Many of us will never forget that famous elementary school rhyme: “In fourteen hundred ninety-two / Columbus sailed the ocean blue.” At the time, it’s not likely that we would have sensed any looming controversy behind those grade school lessons. With Columbus Day just around the corner, however, it’s worth asking whether affection for the holiday is really a serious case of misguided nostalgia.
Columbus Day celebrates the “discovery” of the Americas. But it’s clear that the continent had already been inhabited by well-established indigenous communities.
The people who already lived in the region welcomed the first European immigrants with curiosity and open hearts and minds. But it soon became clear that the explorers sent by European royalty had come to dominate, defeat, and destroy.
On October 12, 1492, Columbus wrote of the native people he encountered: “They should be good servants…they can all be subjugated and made to do what is required of them.”

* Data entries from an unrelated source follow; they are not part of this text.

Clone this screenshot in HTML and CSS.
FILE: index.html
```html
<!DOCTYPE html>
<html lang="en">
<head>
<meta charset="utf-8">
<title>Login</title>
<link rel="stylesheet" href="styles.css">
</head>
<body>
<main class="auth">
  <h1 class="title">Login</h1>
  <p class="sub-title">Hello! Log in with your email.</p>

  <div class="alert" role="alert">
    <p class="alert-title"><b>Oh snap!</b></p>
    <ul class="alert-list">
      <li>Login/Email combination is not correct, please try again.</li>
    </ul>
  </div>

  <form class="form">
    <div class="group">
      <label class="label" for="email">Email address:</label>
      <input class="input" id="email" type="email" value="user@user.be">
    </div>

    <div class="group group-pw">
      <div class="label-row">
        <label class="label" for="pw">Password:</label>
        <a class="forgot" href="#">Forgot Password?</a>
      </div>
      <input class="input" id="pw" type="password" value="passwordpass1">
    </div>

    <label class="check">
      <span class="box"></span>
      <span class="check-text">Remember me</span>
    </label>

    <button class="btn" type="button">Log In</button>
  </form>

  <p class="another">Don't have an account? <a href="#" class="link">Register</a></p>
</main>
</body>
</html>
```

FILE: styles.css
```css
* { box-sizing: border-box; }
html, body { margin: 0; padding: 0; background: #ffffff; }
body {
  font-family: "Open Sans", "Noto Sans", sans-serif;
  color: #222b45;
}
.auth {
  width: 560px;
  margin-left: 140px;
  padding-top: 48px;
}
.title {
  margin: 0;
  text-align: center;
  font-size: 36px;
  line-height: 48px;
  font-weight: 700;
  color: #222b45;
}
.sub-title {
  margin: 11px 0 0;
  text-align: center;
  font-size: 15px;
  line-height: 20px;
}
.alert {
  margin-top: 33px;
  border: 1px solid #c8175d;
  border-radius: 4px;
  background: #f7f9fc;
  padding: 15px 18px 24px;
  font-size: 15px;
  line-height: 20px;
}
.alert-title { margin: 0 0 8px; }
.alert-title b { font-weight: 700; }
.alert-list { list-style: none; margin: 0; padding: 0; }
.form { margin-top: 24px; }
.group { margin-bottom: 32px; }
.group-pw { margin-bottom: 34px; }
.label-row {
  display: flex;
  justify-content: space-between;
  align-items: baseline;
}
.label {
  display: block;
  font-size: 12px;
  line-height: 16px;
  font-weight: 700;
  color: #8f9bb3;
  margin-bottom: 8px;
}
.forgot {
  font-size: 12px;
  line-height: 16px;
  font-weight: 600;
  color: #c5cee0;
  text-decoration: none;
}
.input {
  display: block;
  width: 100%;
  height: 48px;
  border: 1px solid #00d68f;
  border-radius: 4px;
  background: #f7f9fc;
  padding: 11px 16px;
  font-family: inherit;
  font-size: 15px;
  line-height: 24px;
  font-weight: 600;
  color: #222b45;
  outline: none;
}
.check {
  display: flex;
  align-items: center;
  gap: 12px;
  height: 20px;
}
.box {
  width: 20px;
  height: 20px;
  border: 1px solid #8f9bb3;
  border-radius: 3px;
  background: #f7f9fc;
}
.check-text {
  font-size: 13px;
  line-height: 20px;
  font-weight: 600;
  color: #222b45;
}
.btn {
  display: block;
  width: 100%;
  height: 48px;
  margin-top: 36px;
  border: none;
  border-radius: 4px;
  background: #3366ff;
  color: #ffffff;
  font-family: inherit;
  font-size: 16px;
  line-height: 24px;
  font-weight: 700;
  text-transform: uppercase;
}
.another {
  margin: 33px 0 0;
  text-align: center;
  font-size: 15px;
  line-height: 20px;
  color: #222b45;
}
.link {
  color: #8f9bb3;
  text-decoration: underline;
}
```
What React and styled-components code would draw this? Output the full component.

Columbus is credited with forging the first links between American and European civilizations. But whether the manner in which these cultures collided merits commemoration as a federal holiday is doubtful at best.
Throughout most of the Americas, schoolchildren don’t remember Columbus Day with cutesy images of the Nina, Pinta, and Santa Maria. In fact, it’s often called by an entirely different name: Dia de la Raza (Latin American Heritage Day). This is a way to recognize indigenous roots in the Americas. It also serves as a tribute to the lives and civilizations lost in the name of slavery and European expansion — beginning with Columbus’ arrival in 1492.
Today, Latin American and Caribbean schoolchildren that migrate to the United States are unlikely to receive a hero’s welcome. In fact, they are often forced to live in the shadows as their parents struggle to survive. Presidential hopeful Michele Bachmann recently went so far as to mock Rick Perry’s statement that anyone with a “heart” would want to protect the rights of immigrant children to an education — even if they were brought to the United States “through no fault of their own.”
Migration across what’s now the U.S.-Mexican border has existed for centuries. The reality is that this history was marked by periodic shared interest in promoting immigration. But as economic and anti-narcotic policies initiated by Washington have increased pressure on Latin American people to migrate, immigration has become a hot-button issue for people across the political spectrum.
To many, the flow of immigration seems daunting. Bachmann recently proposed a solution: “Build a barrier, a fence, a wall…every mile, every yard, every foot, every inch will be covered on that southern border.”
But spending billions on border militarization hasn’t stopped undocumented migration. In fact, one of the only notable outcomes of beefing up the border has been more death, danger, and lives lost in the desert.
Ideally, every October we would celebrate the coming together of the cultures of the Americas. Sadly, the legacy of cultural domination and separation continues with border militarization as a tenet of our foreign policy.
According to President Barack Obama, it is Columbus’ “intrepid character and spirit of possibility that has come to define America, and is the reason countless families still journey to our shores.”
To whom is Obama referring if not the immigrants who come to the United States for a chance to support their families? On this Columbus Day, let’s consider the discrepancy between how newcomers are celebrated in our history but ostracized in our society — and what we can learn from a modern analysis of Columbus’ story.